Preparing for Fine-tuning
Before diving into the fine-tuning process, ensure you have the necessary tools and libraries installed. Here’s a checklist:
Prerequisites
- Python: A programming language widely used in machine learning.
- Transformers Library: Hugging Face’s Transformers library is essential for working with Llama-3.
- PyTorch or TensorFlow: Choose one of these frameworks based on your preference.
- Datasets: Your specific datasets for fine-tuning.
You can install the required libraries using pip:
pip install transformers torch datasets
Step-by-Step Fine-tuning Process
Step 1: Load the Pre-trained Llama-3 Model
Begin by importing the necessary libraries and loading the Llama-3 model with its tokenizer.
from transformers import LlamaForSequenceClassification, LlamaTokenizer
# Load the pre-trained Llama-3 model and tokenizer
model_name = "Llama-3"
model = LlamaForSequenceClassification.from_pretrained(model_name, num_labels=2)
tokenizer = LlamaTokenizer.from_pretrained(model_name)
Step 2: Prepare Your Dataset
Next, you need to load and preprocess your dataset. For this example, we’ll use the Hugging Face datasets
library to load a sample dataset.
from datasets import load_dataset
# Load your dataset (replace 'your_dataset' with the actual dataset)
dataset = load_dataset('your_dataset')
# Tokenization
def tokenize_function(examples):
return tokenizer(examples['text'], padding="max_length", truncation=True)
tokenized_datasets = dataset.map(tokenize_function, batched=True)

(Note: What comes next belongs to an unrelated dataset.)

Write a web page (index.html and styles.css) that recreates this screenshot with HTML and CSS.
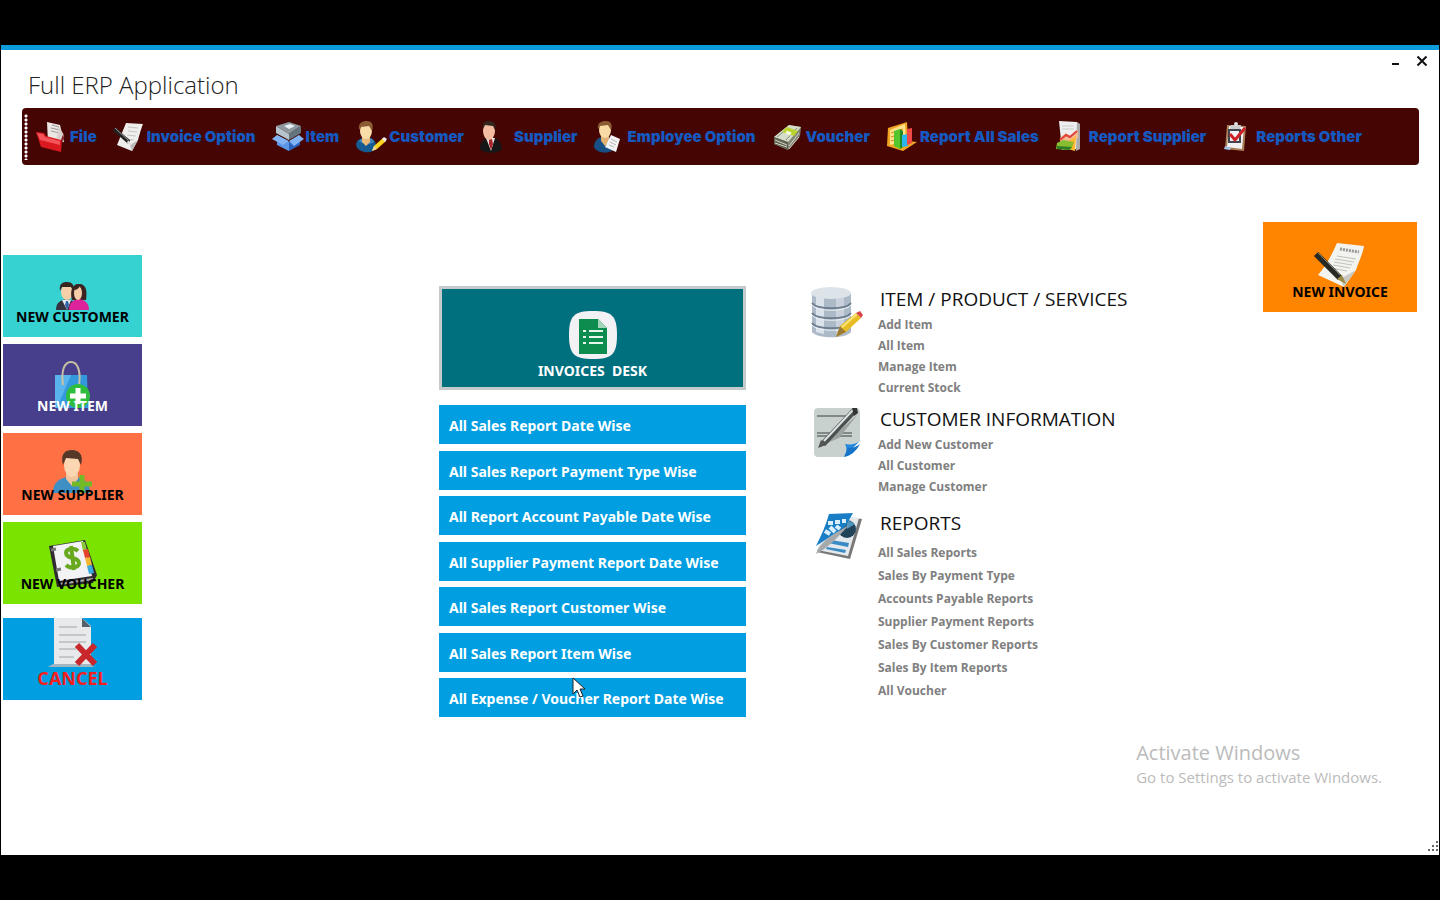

Step 3: Set Up Training Arguments
Define the training parameters, including the number of epochs, batch size, and learning rate. These parameters significantly influence the model’s performance.
from transformers import TrainingArguments
training_args = TrainingArguments(
output_dir="./results",
evaluation_strategy="epoch",
learning_rate=2e-5,
per_device_train_batch_size=16,
per_device_eval_batch_size=16,
num_train_epochs=3,
weight_decay=0.01,
)
Step 4: Train the Model
With everything set up, you can start the training process using the Trainer
class.
from transformers import Trainer
trainer = Trainer(
model=model,
args=training_args,
train_dataset=tokenized_datasets['train'],
eval_dataset=tokenized_datasets['test'],
)
# Train the model
trainer.train()
Step 5: Evaluate the Model
After training, it’s essential to evaluate the model’s performance on the test dataset.
# Evaluate the model
results = trainer.evaluate()
print(results)
Tips for Effective Fine-tuning
- Experiment with Hyperparameters: Adjust learning rates, batch sizes, and the number of epochs to find the best settings for your dataset.
- Use Early Stopping: Implement early stopping to prevent overfitting, especially if your dataset is small.
- Analyze Training Logs: Keep an eye on the loss and accuracy metrics during training to identify potential issues early.
Troubleshooting Common Issues
1. Out of Memory Errors
If you encounter out-of-memory errors during training, consider reducing your batch size or using gradient accumulation.
2. Poor Performance
If the model’s performance is lacking, revisit your dataset for quality. Ensure it is clean, well-labeled, and representative of the tasks you want to tackle.
3. Slow Training
To speed up training, utilize a GPU if available. You can also leverage mixed precision training with libraries like NVIDIA’s Apex.
Conclusion
Fine-tuning Llama-3 for specific datasets is a powerful technique to enhance your model's performance in niche applications. By following the outlined steps and utilizing the provided code examples, you can optimize Llama-3 to meet your specific needs. Remember to experiment with hyperparameters and analyze the results for continuous improvement. With practice and persistence, you’ll unlock the full potential of Llama-3, making it a valuable asset in your machine learning toolkit. Happy coding!